Across developing economies, particularly in Africa, digital payments have gained considerable traction as a safe, fast, reliable, and cost-effective way to send and receive money. Driven by performant and user-friendly mobile technologies, new digital payment solutions can quickly and effectively reach unbanked and underbanked individuals who have been long excluded from the traditional financial system. Digital payments in Africa grew 11-fold over the last 10 years and have empowered millions of people by breaking access barriers for a wide range of goods and services. Since approximately two-thirds of adults in Sub-Saharan Africa are currently unbanked, providing these users with access to digital financial services can be nothing short of extraordinarily transformative for the entire continent.

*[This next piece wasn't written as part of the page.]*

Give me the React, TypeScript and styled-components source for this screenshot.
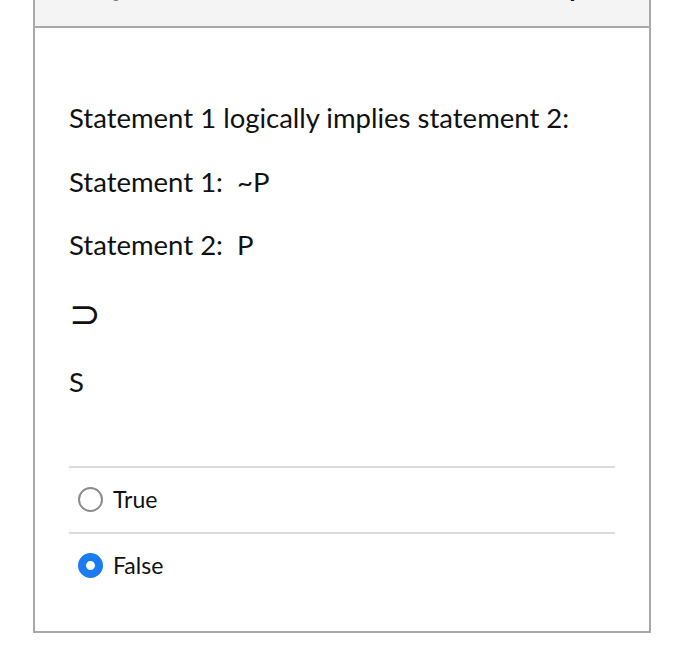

Alongside digital payments, crypto-based payments have also seen tremendous growth in Africa over the last few years, up over 1,000% since June 2020. By merging the trustless and permissionless nature of blockchain and its underlying Distributed Ledger Technology (DLT) with mobile banking offerings, we can make existing money infrastructures even more efficient while reducing costs, increasing security, providing financially inclusive products and services, and simplifying local and international funds remittances for businesses and consumers alike. An important prerequisite for this is internet access, but with many companies working on fast and cost-effective large-scale internet connectivity solutions for millions across Africa, now is the perfect time for digital adoption in the financial services sector. The companies can help get people online and connected to Web3 services, and can even help them enter the fold of newer technologies such as blockchain and cryptocurrencies that promise a permissionless alternative to today’s bank-focused financial services.

How Mobile Money and Crypto-Based Funds Transfers Work

Mobile money facilitates funds transfers between the SIM cards of mobile devices. It works with both smartphones and non-smartphones and has been successfully used to reach millions across Africa; today, about half of all mobile money users around the world are in Africa. With mobile money, however, payments are still processed through third-party providers. If Person A sends money to Person B using a certain service, the funds must still be released by Person A’s financial institution and then accepted by Person B’s financial institution. Both institutions may have fees of their own, as will the service provider.

DLT can be used to bypass all these middlemen. Cryptocurrency-based payment solutions use smart contracts to manage platform operations in an automated fashion. Smart contracts are bits of computer code that can automatically approve or reject transactions or perform other actions based on whether a given scenario or transaction meets specific criteria. In this way, users such as Persons A and B can bypass all the traditional middlemen without paying exorbitant processing fees, relying instead on the fair and low-cost processing of transaction data to easily send and receive funds and avail services of other types. In many cases, such solutions can deliver real-time global payments in seconds – not days – making locked-up capital in destination markets a thing of the past.